El
vecino de la izquierda de Iván Dmítrich, como ya hemos dicho, era el judío
Moiseika. El de la derecha era un mujik adiposo, casi redondo, de cara embotada
y estúpida; un animal inmóvil, glotón y sucio, que hacía mucho había perdido la
capacidad de pensar y sentir. De él emanaba siempre un hedor fétido y
asfixiante.
Nikita,
encargado de la limpieza, le pegaba terriblemente, sin escatimar los puñetazos;
y lo terrible no era que le pegasen -a esto, uno se puede acostumbrar, sino que
aquel animal insensible no respondía con nada a los golpes, ni con un sonido, o
un movimiento, ni con la expresión de los ojos, y se limitaba a balancearse
ligeramente como un pesado barril.
El
quinto y último habitante de la sala número seis era un hombre que en tiempos
había servido en Correos, donde seleccionaba las cartas; era un tipo pequeño,
flaco, rubio y de cara bondadosa, aunque con cierta malicia. A juzgar por sus
ojos inteligentes y tranquilos, de mirada serena y jovial, en su cabeza
guardaba un secreto muy importante y agradable.
Bajo
la almohada y la colchoneta tenía algo que no mostraba a nadie, pero no por
miedo a que se lo pudieran quitar o robar, sino por vergüenza. A veces se
acercaba a la ventana y, de espaldas a sus compañeros, se ponía algo en el pecho
y lo miraba con la cabeza inclinada; si en aquel momento alguien se acercaba a
él, se turbaba y se lo quitaba.
Pero
no era difícil adivinar el secreto.
-Felicíteme
-decía a menudo a Iván Dmítrichhe sido propuesto para la orden de San Stanislav
de segunda clase, con estrella.

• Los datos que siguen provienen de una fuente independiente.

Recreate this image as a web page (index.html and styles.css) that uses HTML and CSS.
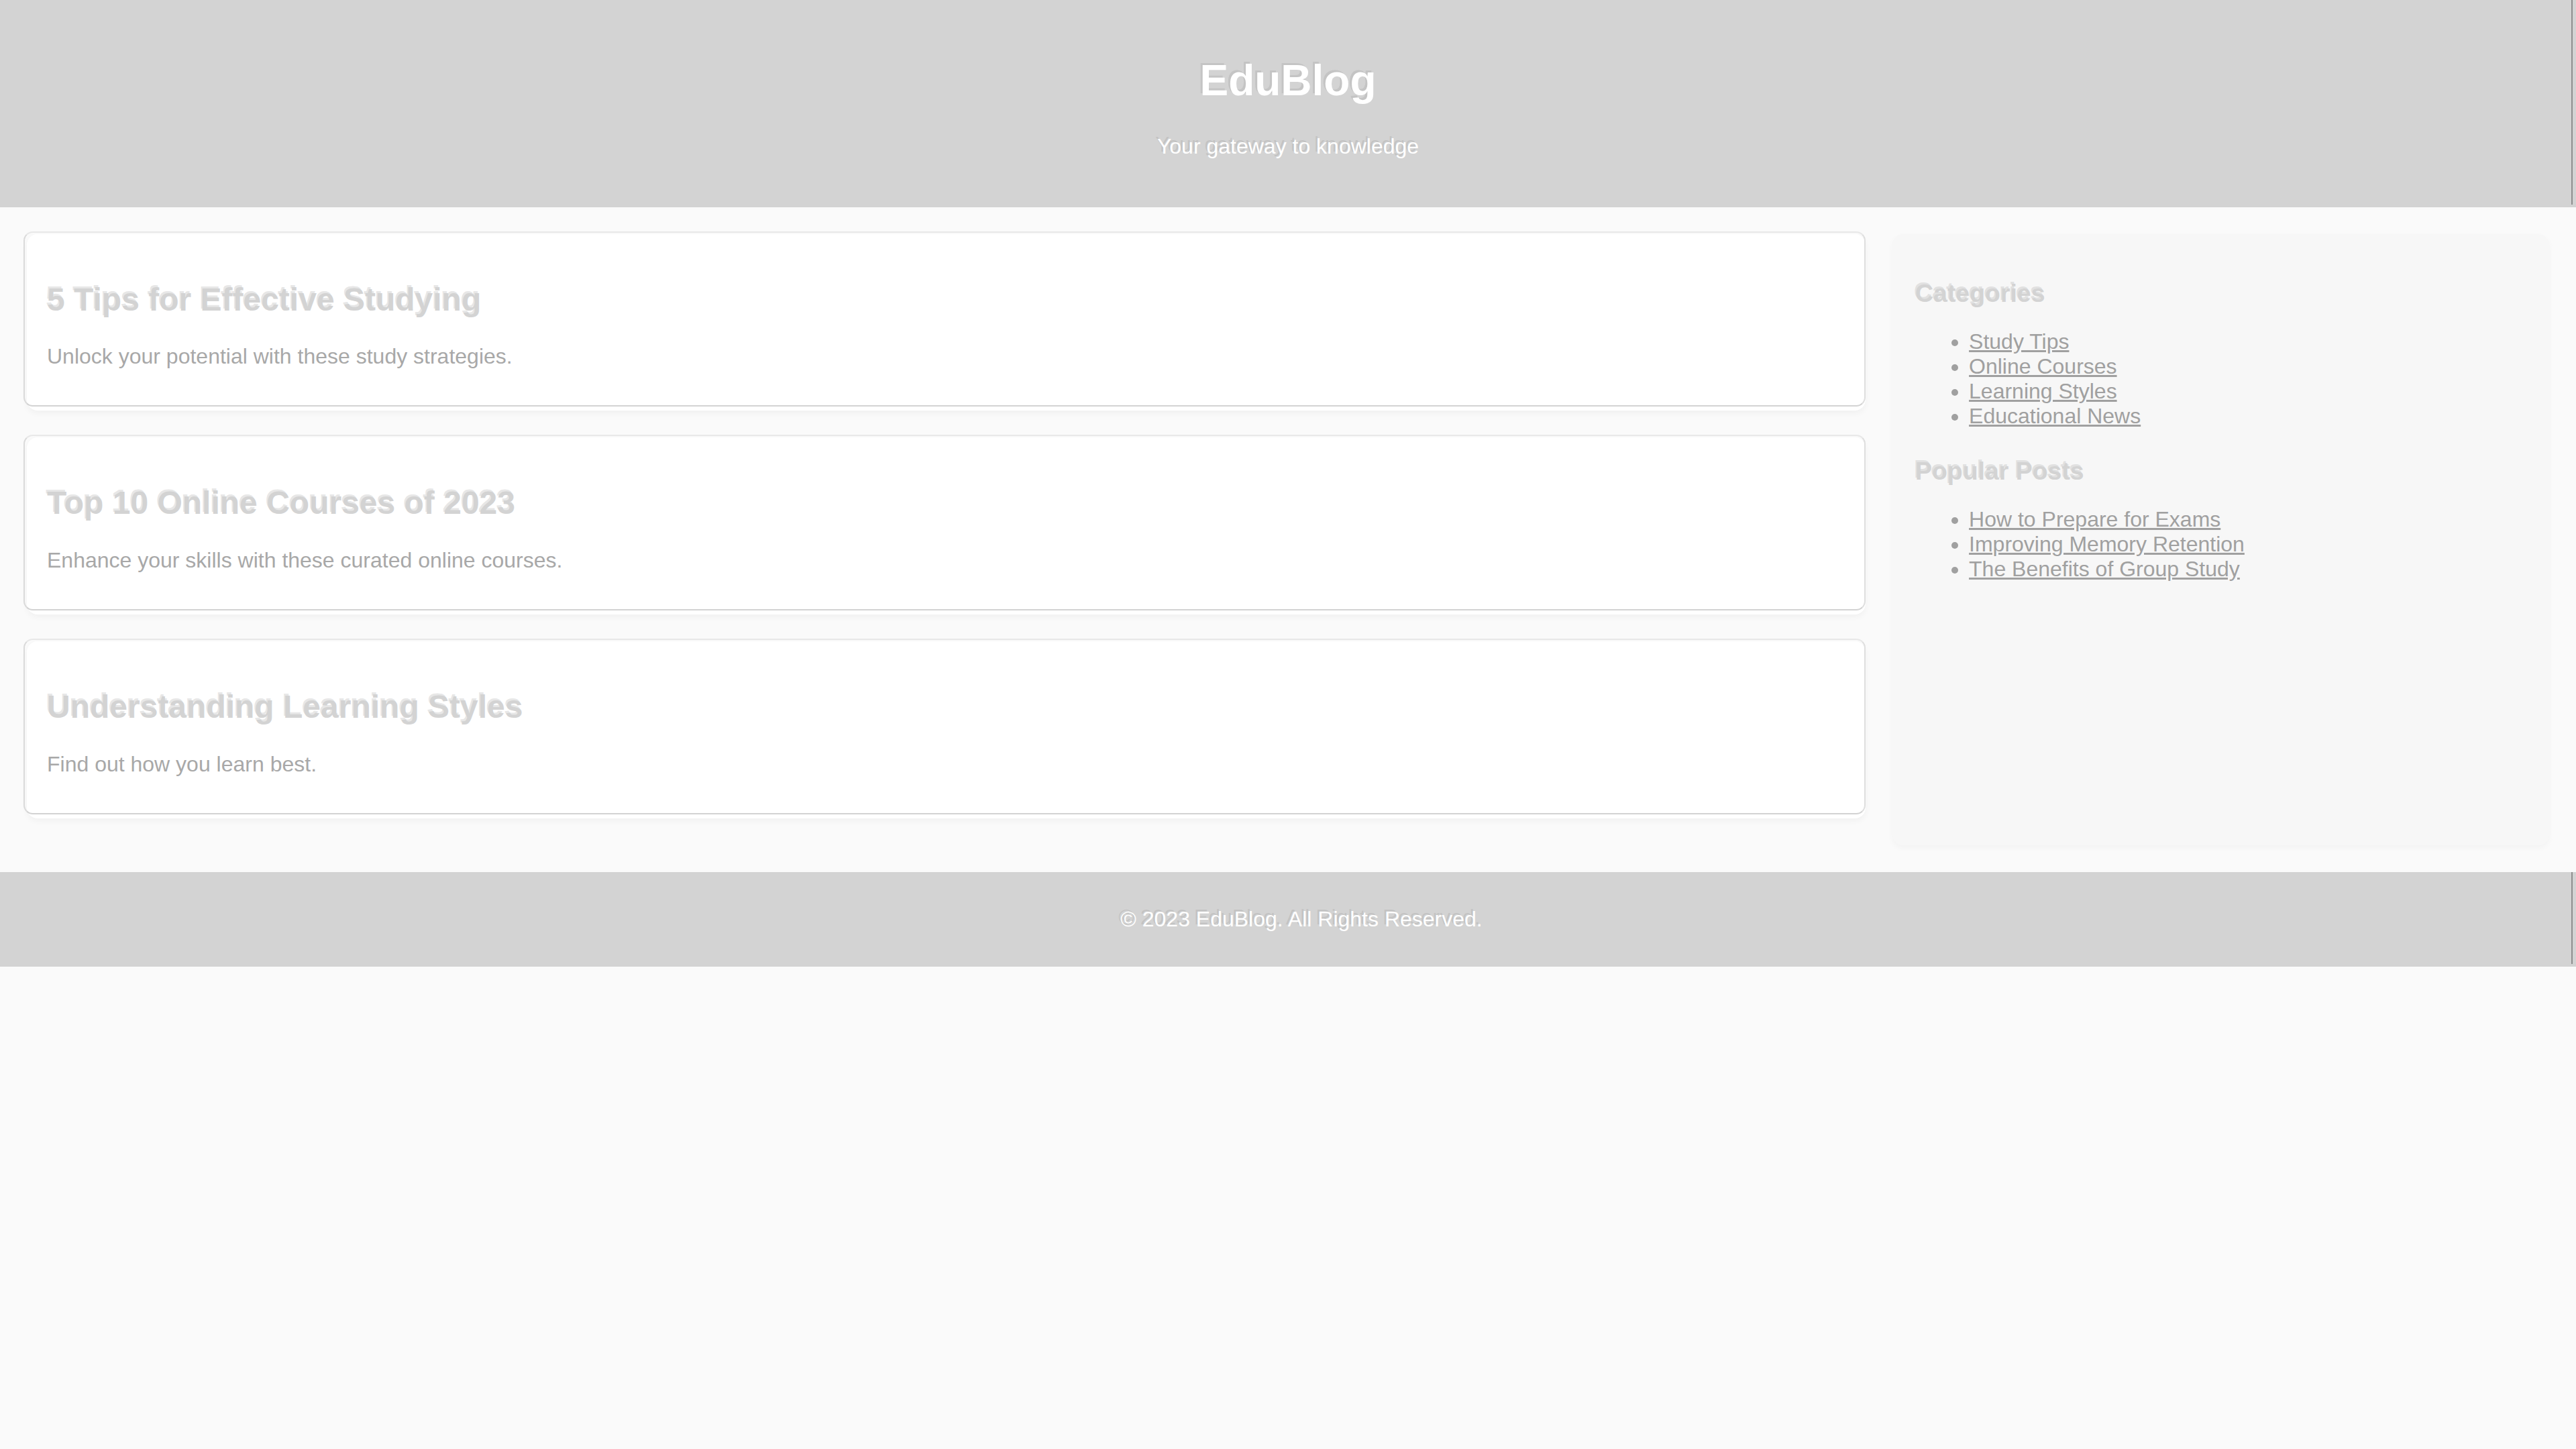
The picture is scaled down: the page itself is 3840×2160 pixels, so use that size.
FILE: index.html
```html
<!DOCTYPE html>
<html lang="en">
<head>
<meta charset="utf-8">
<title>EduBlog</title>
<link rel="stylesheet" href="styles.css">
</head>
<body>
<header class="site-header">
  <h1 class="site-title">EduBlog</h1>
  <p class="site-tagline">Your gateway to knowledge</p>
</header>
<div class="container">
  <main class="posts">
    <article class="post">
      <h2 class="post-title">5 Tips for Effective Studying</h2>
      <p class="post-excerpt">Unlock your potential with these study strategies.</p>
    </article>
    <article class="post">
      <h2 class="post-title">Top 10 Online Courses of 2023</h2>
      <p class="post-excerpt">Enhance your skills with these curated online courses.</p>
    </article>
    <article class="post">
      <h2 class="post-title">Understanding Learning Styles</h2>
      <p class="post-excerpt">Find out how you learn best.</p>
    </article>
  </main>
  <aside class="sidebar">
    <h3 class="sidebar-title">Categories</h3>
    <ul class="sidebar-list">
      <li><a href="#">Study Tips</a></li>
      <li><a href="#">Online Courses</a></li>
      <li><a href="#">Learning Styles</a></li>
      <li><a href="#">Educational News</a></li>
    </ul>
    <h3 class="sidebar-title">Popular Posts</h3>
    <ul class="sidebar-list">
      <li><a href="#">How to Prepare for Exams</a></li>
      <li><a href="#">Improving Memory Retention</a></li>
      <li><a href="#">The Benefits of Group Study</a></li>
    </ul>
  </aside>
</div>
<footer class="site-footer">
  <p class="footer-text">&copy; 2023 EduBlog. All Rights Reserved.</p>
</footer>
</body>
</html>
```

FILE: styles.css
```css
html, body {
  margin: 0;
  padding: 0;
}

body {
  font-family: "Liberation Sans", Arial, sans-serif;
  font-size: 32px;
  background: #fafafa;
  color: #a9a9a9;
}

.site-header {
  position: relative;
  background: #d3d3d3;
  color: #ffffff;
  text-align: center;
  padding: 40px;
}

.site-header::after,
.site-footer::after {
  content: "";
  position: absolute;
  top: 0;
  bottom: 4px;
  right: 5px;
  width: 2px;
  background: #8e8e8e;
}

.site-title {
  font-size: 64px;
  font-weight: bold;
  margin: 0.67em 0;
  text-shadow: -3px -3px 0 rgba(150, 150, 150, 0.25);
}

.site-tagline {
  margin: 32px 0;
  text-shadow: -3px -3px 0 rgba(150, 150, 150, 0.25);
}

.container {
  display: grid;
  grid-template-columns: minmax(0, 2.8fr) minmax(0, 1fr);
  gap: 40px;
  padding: 40px;
}

.posts {
  display: flex;
  flex-direction: column;
}

.post {
  position: relative;
  background: #ffffff;
  border-radius: 16px;
  padding: 30px;
  margin-bottom: 40px;
  box-shadow: 0 4px 10px rgba(0, 0, 0, 0.04);
}

.post::before {
  content: "";
  position: absolute;
  top: -4px;
  left: -5px;
  right: 0;
  bottom: 6px;
  border-top: 2px solid #e8e8e8;
  border-left: 2px solid #dadada;
  border-bottom: 2px solid #d3d3d3;
  border-right: 2px solid #dedede;
  border-radius: 14px;
  pointer-events: none;
}

.post-title {
  font-size: 48px;
  font-weight: bold;
  margin: 0.83em 0;
  color: #d3d3d3;
  text-shadow: -2px -3px 0 rgba(170, 170, 170, 0.3);
}

.post-excerpt {
  margin: 32px 0;
  color: #a8a8a8;
}

.sidebar {
  background: #f7f7f7;
  border-radius: 16px;
  padding: 30px 30px 30px 34px;
  box-shadow: 0 4px 10px rgba(0, 0, 0, 0.03);
}

.sidebar-title {
  font-size: 1.17em;
  font-weight: bold;
  margin: 37px 0 26px;
  color: #d3d3d3;
  text-shadow: -2px -3px 0 rgba(170, 170, 170, 0.3);
}

.sidebar-list {
  margin: 32px 0 42px;
  padding-left: 80px;
  color: #a0a0a0;
}

.sidebar-list a {
  color: #a0a0a0;
  text-decoration: underline;
}

.site-footer {
  position: relative;
  background: #d3d3d3;
  color: #ffffff;
  text-align: center;
  padding: 20px 0 20px 40px;
}

.footer-text {
  margin: 32px 0;
  text-shadow: -3px -3px 0 rgba(150, 150, 150, 0.25);
}
```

La segunda clase con estrella se concede
únicamente a los extranjeros, pero conmigo, no sé por qué, quieren hacer una
excepción -sonreía, encogiéndose perplejo de hombros. ¡Le confieso que no lo
esperaba!
-Yo
no entiendo nada de estas cosas -replicaba sombrío Iván Dmítrich.
-Pero
tarde o temprano lo conseguiré, ¿sabe? -proseguía el antiguo seleccionador de
cartas, guiñando astutamente el ojo.
-Conseguiré
sin falta la Estrella Polar
sueca. Es una orden que merece la pena trabajar para conseguirla. Cruz blanca y
cinta negra.
Resulta
muy bonito.
Probablemente,
en ningún otro sitio era la vida tan monótona como en el pabellón. Por la
mañana, los enfermos, excepción hecha del paralítico y del mujik gordo, se
lavaban en el zaguán, en una tina, y se secaban con los faldones de sus batas.

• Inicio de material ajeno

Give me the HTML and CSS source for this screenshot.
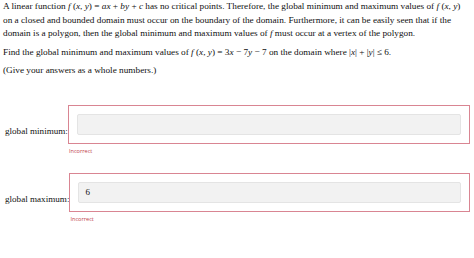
FILE: index.html
```html
<!DOCTYPE html>
<html>
<head>
  <title>Linear function extrema</title>
  <link rel="stylesheet" href="styles.css">
</head>
<body>
  <div class="question">
    <p>A linear function <i>f</i> (<i>x</i>, <i>y</i>) = <i>ax</i> + <i>by</i> + <i>c</i> has no critical points. Therefore, the global minimum and maximum values of <i>f</i> (<i>x</i>, <i>y</i>) on a closed and bounded domain must occur on the boundary of the domain. Furthermore, it can be easily seen that if the domain is a polygon, then the global minimum and maximum values of <i>f</i> must occur at a vertex of the polygon.</p>
    <p>Find the global minimum and maximum values of <i>f</i> (<i>x</i>, <i>y</i>) = 3<i>x</i> &minus; 7<i>y</i> &minus; 7 on the domain where |<i>x</i>| + |<i>y</i>| &le; 6.</p>
    <p>(Give your answers as a whole numbers.)</p>

    <div class="answer-row first">
      <label class="answer-label">global minimum:</label>
      <div class="answer-wrap">
        <div class="answer-box">
          <input type="text" class="answer-input" value="">
        </div>
        <div class="feedback">Incorrect</div>
      </div>
    </div>

    <div class="answer-row">
      <label class="answer-label">global maximum:</label>
      <div class="answer-wrap">
        <div class="answer-box">
          <input type="text" class="answer-input" value="6">
        </div>
        <div class="feedback">Incorrect</div>
      </div>
    </div>
  </div>
</body>
</html>
```

FILE: styles.css
```css
body {
  margin: 0;
  padding: 0 4px 0 3px;
  font-family: "Liberation Serif", "Times New Roman", serif;
  color: #111;
}

.question p {
  font-size: 9.25px;
  line-height: 13.5px;
  margin: 0 0 5px;
}

.answer-row {
  display: flex;
  align-items: flex-start;
  margin-top: 17px;
}

.answer-row.first {
  margin-top: 27px;
}

.answer-label {
  font-size: 9.1px;
  line-height: 14px;
  padding-left: 2px;
  margin-top: 19px;
}

.answer-wrap {
  flex: 1;
}

.answer-box {
  border: 1px solid #d98592;
  padding: 8px;
}

.answer-input {
  display: block;
  box-sizing: border-box;
  width: 100%;
  height: 21px;
  margin: 0;
  padding: 0 6px;
  border: 1px solid #e4e4e4;
  border-radius: 2px;
  background: #f2f2f2;
  font-family: "Liberation Serif", "Times New Roman", serif;
  font-size: 9px;
  color: #111;
}

.feedback {
  font-family: "Open Sans", "Liberation Sans", sans-serif;
  font-size: 5.6px;
  line-height: 9px;
  color: #c0414b;
  margin-top: 3px;
  padding-left: 1px;
}
```
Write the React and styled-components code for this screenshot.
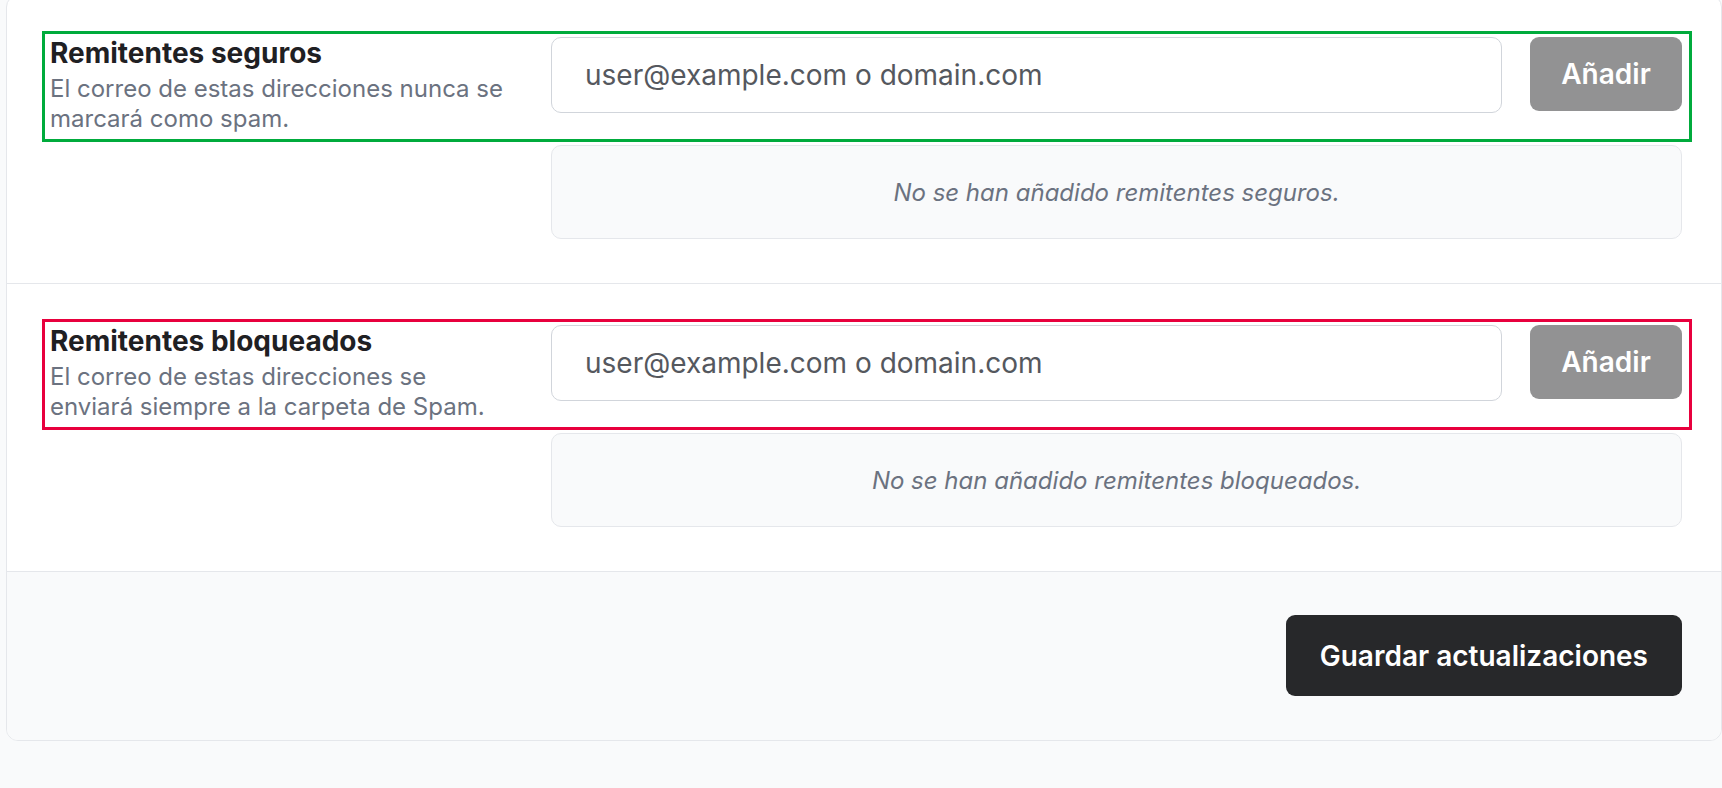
import React from "react";
import styled, { createGlobalStyle } from "styled-components";

const GlobalStyle = createGlobalStyle`
  html, body {
    margin: 0;
    padding: 0;
    background: #f9fafb;
    font-family: Inter, "Noto Sans", sans-serif;
    -webkit-font-smoothing: antialiased;
  }
  * { box-sizing: border-box; }
`;

const Page = styled.div`
  padding: 0 0 0 6px;
  min-height: 788px;
`;

const Card = styled.div`
  margin-top: -5px;
  background: #fff;
  border: 1px solid #e5e7eb;
  border-radius: 12px;
  overflow: hidden;
`;

const Section = styled.section`
  padding: 35px 29px 44px 35px;
  border-bottom: 1px solid #e5e7eb;
`;

const Row = styled.div`
  display: flex;
  align-items: flex-start;
  border: 3px solid ${(p) => p.$outline};
  padding: 3px 7px 5px 5px;
`;

const Label = styled.div`
  flex: 0 0 460px;
  margin-right: 41px;
`;

const Title = styled.h3`
  margin: 0;
  font-size: 28px;
  line-height: 32px;
  font-weight: 700;
  color: #1f2023;
`;

const Hint = styled.p`
  margin: 5px 0 0;
  font-size: 24px;
  line-height: 30px;
  color: #6b7280;
`;

const Input = styled.input`
  flex: 1;
  min-width: 0;
  height: 76px;
  padding: 0 33px;
  border: 1px solid #d1d5db;
  border-radius: 10px;
  background: #fff;
  font: 400 28px Inter, sans-serif;
  color: #1f2023;
  outline: none;

  &::placeholder {
    color: #55585e;
    opacity: 1;
  }
`;

const Button = styled.button`
  border: 0;
  border-radius: 9px;
  background: #27282a;
  color: #fff;
  font-family: Inter, sans-serif;
  font-weight: 600;
  cursor: pointer;

  &:disabled {
    opacity: 0.5;
    cursor: default;
  }
`;

const AddButton = styled(Button)`
  flex: 0 0 152px;
  height: 74px;
  margin-left: 28px;
  font-size: 28px;
`;

const EmptyList = styled.div`
  margin: 3px 10px 0 509px;
  height: 94px;
  display: flex;
  align-items: center;
  justify-content: center;
  background: #f9fafb;
  border: 1px solid #e5e7eb;
  border-radius: 10px;
  font-size: 24px;
  font-style: italic;
  color: #6b7280;
`;

const Footer = styled.div`
  display: flex;
  justify-content: flex-end;
  padding: 43px 39px 44px;
  background: #f9fafb;
`;

const SaveButton = styled(Button)`
  height: 81px;
  padding: 0 34px;
  font-size: 28px;
`;

const lists = [
  {
    key: "safe",
    outline: "#00ab3c",
    title: "Remitentes seguros",
    hint: "El correo de estas direcciones nunca se marcará como spam.",
    empty: "No se han añadido remitentes seguros.",
  },
  {
    key: "blocked",
    outline: "#e8003d",
    title: "Remitentes bloqueados",
    hint: "El correo de estas direcciones se enviará siempre a la carpeta de Spam.",
    empty: "No se han añadido remitentes bloqueados.",
  },
];

const SenderList = ({ outline, title, hint, empty }) => (
  <Section>
    <Row $outline={outline}>
      <Label>
        <Title>{title}</Title>
        <Hint>{hint}</Hint>
      </Label>
      <Input type="text" placeholder="user@example.com o domain.com" />
      <AddButton disabled>Añadir</AddButton>
    </Row>
    <EmptyList>{empty}</EmptyList>
  </Section>
);

export default function App() {
  return (
    <Page>
      <GlobalStyle />
      <Card>
        {lists.map((l) => (
          <SenderList key={l.key} {...l} />
        ))}
        <Footer>
          <SaveButton>Guardar actualizaciones</SaveButton>
        </Footer>
      </Card>
    </Page>
  );
}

Después de esto tomaban té en unas jarras de hojalata que Nikita traía del
pabellón principal. A cada uno le correspondía una jarra. Al mediodía comían
sopa de col agria y gachas; al anochecer cenaban las gachas que habían quedado
de la comida. En los intermedios permanecían tumbados, dormían, miraban por la
ventana y se paseaban de un rincón a otro. Y así cada día. Hasta el antiguo
seleccionador de cartas hablaba de unas mismas condecoraciones.
Eran
muy pocas las caras nuevas que se veían en la sala número seis. Hacía tiempo
que el médico no admitía más locos, y no son muchos, en este mundo, los
aficionados a visitar manicomios. Una vez cada dos meses acudía al pabellón
Semión Lazárich, el barbero. No vamos a hablar de cómo tapaba a los locos y
cómo le ayudaba Nikita en esta empresa, ni de la confusión que se producía
entre los enfermos cada vez que aparecía el barbero con su sonrisa de borracho.
No
había nadie más que se asomase al pabellón.
Los
enfermos estaban condenados a ver, un día tras otro, únicamente a Nikita.
Por
lo demás, últimamente se había extendido por el hospital un rumor bastante
extraño: se decía que el médico había empezado a visitar la sala número seis.